Source excerpt:
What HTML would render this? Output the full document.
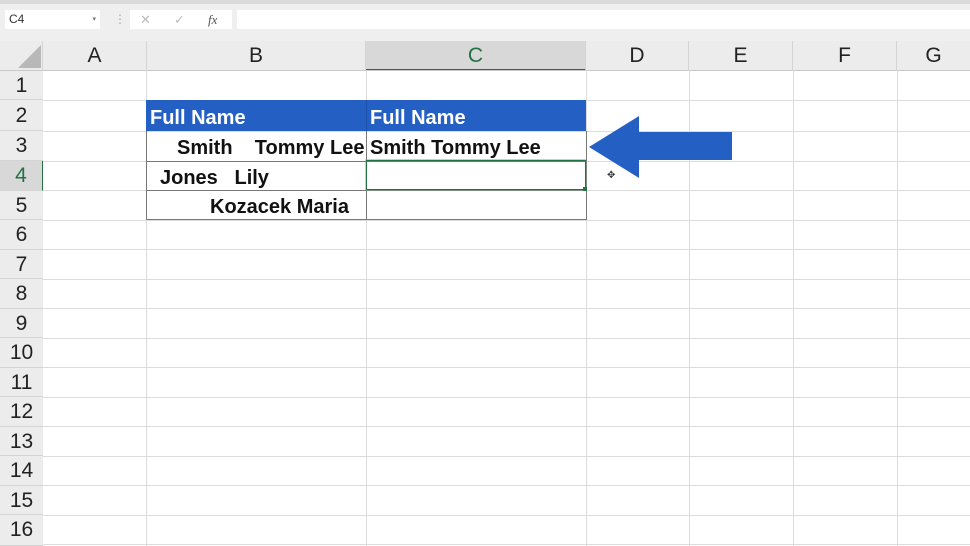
<!DOCTYPE html>
<html><head><style>
body{margin:0;width:970px;height:546px;overflow:hidden;background:#fff;font-family:"Liberation Sans",Arial,sans-serif;position:relative}
.a{position:absolute}
.hl{position:absolute;left:43px;width:927px;height:1px;background:#dcdcdc}
.vl{position:absolute;top:70px;height:476px;width:1px;background:#dcdcdc}
.rh{position:absolute;left:0;width:43px;text-align:center;font-size:21px;color:#222;background:#ececec;border-bottom:1px solid #d4d4d4;box-sizing:border-box}
.ch{position:absolute;top:41px;height:30px;line-height:30px;text-align:center;font-size:21px;color:#222;border-right:1px solid #d4d4d4;box-sizing:border-box;background:#ececec}
.c{position:absolute;font-weight:bold;font-size:20px;white-space:pre;line-height:29px}
</style></head><body>
<div class="a" style="left:0;top:0;width:970px;height:41px;background:#efefef"></div>
<div class="a" style="left:0;top:0;width:970px;height:4px;background:#dadada"></div>
<div class="a" style="left:5px;top:10px;width:95px;height:19px;background:#fff;font-size:12px;line-height:19px;color:#333;text-indent:4px">C4<span style="position:absolute;right:4px;font-size:7px;color:#777">▾</span></div>
<div class="a" style="left:114px;top:12px;color:#aaa;font-size:12px">⋮</div>
<div class="a" style="left:130px;top:10px;width:102px;height:19px;background:#fff;font-size:13px;line-height:19px;color:#bbb"><span style="position:absolute;left:10px">✕</span><span style="position:absolute;left:44px">✓</span><span style="position:absolute;left:78px;font-style:italic;font-family:'Liberation Serif',serif;color:#555">fx</span></div>
<div class="a" style="left:237px;top:10px;width:733px;height:19px;background:#fff"></div>
<div class="a" style="left:0;top:41px;width:43px;height:30px;background:#ececec;border-right:1px solid #d4d4d4;box-sizing:border-box"></div>
<svg class="a" style="left:14px;top:43px" width="28" height="26"><polygon points="27,2 27,25 4,25" fill="#b8b8b8"/></svg>
<div class="ch" style="left:43px;width:104px">A</div>
<div class="ch" style="left:147px;width:219px">B</div>
<div class="ch" style="left:366px;width:220px;background:#d8d8d8;color:#217346;border-bottom:2px solid #217346">C</div>
<div class="ch" style="left:586px;width:103px">D</div>
<div class="ch" style="left:689px;width:104px">E</div>
<div class="ch" style="left:793px;width:104px">F</div>
<div class="ch" style="left:897px;width:73px;border-right:none">G</div>
<div class="a" style="left:0;top:70px;width:970px;height:1px;background:#c8c8c8"></div>
<div class="a" style="left:42px;top:70px;width:1px;height:476px;background:#c8c8c8"></div>
<div class="rh" style="top:71px;height:29px;line-height:29px">1</div>
<div class="rh" style="top:100px;height:31px;line-height:31px">2</div>
<div class="rh" style="top:131px;height:30px;line-height:30px">3</div>
<div class="rh" style="top:161px;height:30px;line-height:30px;background:#d8d8d8;color:#217346;border-right:1px solid #217346">4</div>
<div class="rh" style="top:191px;height:29px;line-height:29px">5</div>
<div class="rh" style="top:220px;height:30px;line-height:30px">6</div>
<div class="rh" style="top:250px;height:29px;line-height:29px">7</div>
<div class="rh" style="top:279px;height:30px;line-height:30px">8</div>
<div class="rh" style="top:309px;height:29px;line-height:29px">9</div>
<div class="rh" style="top:338px;height:30px;line-height:30px">10</div>
<div class="rh" style="top:368px;height:29px;line-height:29px">11</div>
<div class="rh" style="top:397px;height:30px;line-height:30px">12</div>
<div class="rh" style="top:427px;height:29px;line-height:29px">13</div>
<div class="rh" style="top:456px;height:30px;line-height:30px">14</div>
<div class="rh" style="top:486px;height:29px;line-height:29px">15</div>
<div class="rh" style="top:515px;height:31px;line-height:30px">16</div>
<div class="hl" style="top:100px"></div><div class="hl" style="top:131px"></div><div class="hl" style="top:161px"></div><div class="hl" style="top:190px"></div><div class="hl" style="top:220px"></div><div class="hl" style="top:249px"></div><div class="hl" style="top:279px"></div><div class="hl" style="top:308px"></div><div class="hl" style="top:338px"></div><div class="hl" style="top:367px"></div><div class="hl" style="top:397px"></div><div class="hl" style="top:426px"></div><div class="hl" style="top:456px"></div><div class="hl" style="top:485px"></div><div class="hl" style="top:515px"></div><div class="hl" style="top:544px"></div>
<div class="vl" style="left:146px"></div><div class="vl" style="left:366px"></div><div class="vl" style="left:586px"></div><div class="vl" style="left:689px"></div><div class="vl" style="left:793px"></div><div class="vl" style="left:897px"></div>
<div class="a" style="left:146px;top:100px;width:440px;height:31px;background:#2460c4"></div>
<div class="a" style="left:366px;top:100px;width:1px;height:31px;background:#1a4ea8"></div>
<div class="c" style="left:150px;top:104px;color:#fff">Full Name</div>
<div class="c" style="left:370px;top:104px;color:#fff">Full Name</div>
<div class="a" style="left:146px;top:131px;width:439px;height:88px;border:1px solid #777;border-top:none;box-sizing:content-box"></div>
<div class="a" style="left:146px;top:161px;width:440px;height:1px;background:#777"></div>
<div class="a" style="left:146px;top:190px;width:440px;height:1px;background:#777"></div>
<div class="a" style="left:366px;top:131px;width:1px;height:89px;background:#777"></div>
<div class="a" style="left:366px;top:160px;width:218px;height:28px;border:1px solid #217346;box-shadow:0 0 0 0.5px #7fa88f"></div>
<div class="a" style="left:583px;top:187px;width:4px;height:4px;background:#217346"></div>
<div class="c" style="left:177px;top:134px;color:#111">Smith    Tommy Lee</div>
<div class="c" style="left:370px;top:134px;color:#111">Smith Tommy Lee</div>
<div class="c" style="left:160px;top:164px;color:#111">Jones   Lily</div>
<div class="c" style="left:210px;top:193px;color:#111">Kozacek Maria</div>
<svg class="a" style="left:585px;top:112px" width="150" height="70"><polygon points="4,35 54,4 54,20 147,20 147,48 54,48 54,66" fill="#2460c4"/></svg>
<div class="a" style="left:607px;top:170px;font-size:10px;color:#333">✥</div>
</body></html>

Your goal: Restate the data above word for word. Skip every picture.

Right answer:
What HTML would render this? Output the full document.
<!DOCTYPE html>
<html><head><style>
body{margin:0;width:970px;height:546px;overflow:hidden;background:#fff;font-family:"Liberation Sans",Arial,sans-serif;position:relative}
.a{position:absolute}
.hl{position:absolute;left:43px;width:927px;height:1px;background:#dcdcdc}
.vl{position:absolute;top:70px;height:476px;width:1px;background:#dcdcdc}
.rh{position:absolute;left:0;width:43px;text-align:center;font-size:21px;color:#222;background:#ececec;border-bottom:1px solid #d4d4d4;box-sizing:border-box}
.ch{position:absolute;top:41px;height:30px;line-height:30px;text-align:center;font-size:21px;color:#222;border-right:1px solid #d4d4d4;box-sizing:border-box;background:#ececec}
.c{position:absolute;font-weight:bold;font-size:20px;white-space:pre;line-height:29px}
</style></head><body>
<div class="a" style="left:0;top:0;width:970px;height:41px;background:#efefef"></div>
<div class="a" style="left:0;top:0;width:970px;height:4px;background:#dadada"></div>
<div class="a" style="left:5px;top:10px;width:95px;height:19px;background:#fff;font-size:12px;line-height:19px;color:#333;text-indent:4px">C4<span style="position:absolute;right:4px;font-size:7px;color:#777">▾</span></div>
<div class="a" style="left:114px;top:12px;color:#aaa;font-size:12px">⋮</div>
<div class="a" style="left:130px;top:10px;width:102px;height:19px;background:#fff;font-size:13px;line-height:19px;color:#bbb"><span style="position:absolute;left:10px">✕</span><span style="position:absolute;left:44px">✓</span><span style="position:absolute;left:78px;font-style:italic;font-family:'Liberation Serif',serif;color:#555">fx</span></div>
<div class="a" style="left:237px;top:10px;width:733px;height:19px;background:#fff"></div>
<div class="a" style="left:0;top:41px;width:43px;height:30px;background:#ececec;border-right:1px solid #d4d4d4;box-sizing:border-box"></div>
<svg class="a" style="left:14px;top:43px" width="28" height="26"><polygon points="27,2 27,25 4,25" fill="#b8b8b8"/></svg>
<div class="ch" style="left:43px;width:104px">A</div>
<div class="ch" style="left:147px;width:219px">B</div>
<div class="ch" style="left:366px;width:220px;background:#d8d8d8;color:#217346;border-bottom:2px solid #217346">C</div>
<div class="ch" style="left:586px;width:103px">D</div>
<div class="ch" style="left:689px;width:104px">E</div>
<div class="ch" style="left:793px;width:104px">F</div>
<div class="ch" style="left:897px;width:73px;border-right:none">G</div>
<div class="a" style="left:0;top:70px;width:970px;height:1px;background:#c8c8c8"></div>
<div class="a" style="left:42px;top:70px;width:1px;height:476px;background:#c8c8c8"></div>
<div class="rh" style="top:71px;height:29px;line-height:29px">1</div>
<div class="rh" style="top:100px;height:31px;line-height:31px">2</div>
<div class="rh" style="top:131px;height:30px;line-height:30px">3</div>
<div class="rh" style="top:161px;height:30px;line-height:30px;background:#d8d8d8;color:#217346;border-right:1px solid #217346">4</div>
<div class="rh" style="top:191px;height:29px;line-height:29px">5</div>
<div class="rh" style="top:220px;height:30px;line-height:30px">6</div>
<div class="rh" style="top:250px;height:29px;line-height:29px">7</div>
<div class="rh" style="top:279px;height:30px;line-height:30px">8</div>
<div class="rh" style="top:309px;height:29px;line-height:29px">9</div>
<div class="rh" style="top:338px;height:30px;line-height:30px">10</div>
<div class="rh" style="top:368px;height:29px;line-height:29px">11</div>
<div class="rh" style="top:397px;height:30px;line-height:30px">12</div>
<div class="rh" style="top:427px;height:29px;line-height:29px">13</div>
<div class="rh" style="top:456px;height:30px;line-height:30px">14</div>
<div class="rh" style="top:486px;height:29px;line-height:29px">15</div>
<div class="rh" style="top:515px;height:31px;line-height:30px">16</div>
<div class="hl" style="top:100px"></div><div class="hl" style="top:131px"></div><div class="hl" style="top:161px"></div><div class="hl" style="top:190px"></div><div class="hl" style="top:220px"></div><div class="hl" style="top:249px"></div><div class="hl" style="top:279px"></div><div class="hl" style="top:308px"></div><div class="hl" style="top:338px"></div><div class="hl" style="top:367px"></div><div class="hl" style="top:397px"></div><div class="hl" style="top:426px"></div><div class="hl" style="top:456px"></div><div class="hl" style="top:485px"></div><div class="hl" style="top:515px"></div><div class="hl" style="top:544px"></div>
<div class="vl" style="left:146px"></div><div class="vl" style="left:366px"></div><div class="vl" style="left:586px"></div><div class="vl" style="left:689px"></div><div class="vl" style="left:793px"></div><div class="vl" style="left:897px"></div>
<div class="a" style="left:146px;top:100px;width:440px;height:31px;background:#2460c4"></div>
<div class="a" style="left:366px;top:100px;width:1px;height:31px;background:#1a4ea8"></div>
<div class="c" style="left:150px;top:104px;color:#fff">Full Name</div>
<div class="c" style="left:370px;top:104px;color:#fff">Full Name</div>
<div class="a" style="left:146px;top:131px;width:439px;height:88px;border:1px solid #777;border-top:none;box-sizing:content-box"></div>
<div class="a" style="left:146px;top:161px;width:440px;height:1px;background:#777"></div>
<div class="a" style="left:146px;top:190px;width:440px;height:1px;background:#777"></div>
<div class="a" style="left:366px;top:131px;width:1px;height:89px;background:#777"></div>
<div class="a" style="left:366px;top:160px;width:218px;height:28px;border:1px solid #217346;box-shadow:0 0 0 0.5px #7fa88f"></div>
<div class="a" style="left:583px;top:187px;width:4px;height:4px;background:#217346"></div>
<div class="c" style="left:177px;top:134px;color:#111">Smith    Tommy Lee</div>
<div class="c" style="left:370px;top:134px;color:#111">Smith Tommy Lee</div>
<div class="c" style="left:160px;top:164px;color:#111">Jones   Lily</div>
<div class="c" style="left:210px;top:193px;color:#111">Kozacek Maria</div>
<svg class="a" style="left:585px;top:112px" width="150" height="70"><polygon points="4,35 54,4 54,20 147,20 147,48 54,48 54,66" fill="#2460c4"/></svg>
<div class="a" style="left:607px;top:170px;font-size:10px;color:#333">✥</div>
</body></html>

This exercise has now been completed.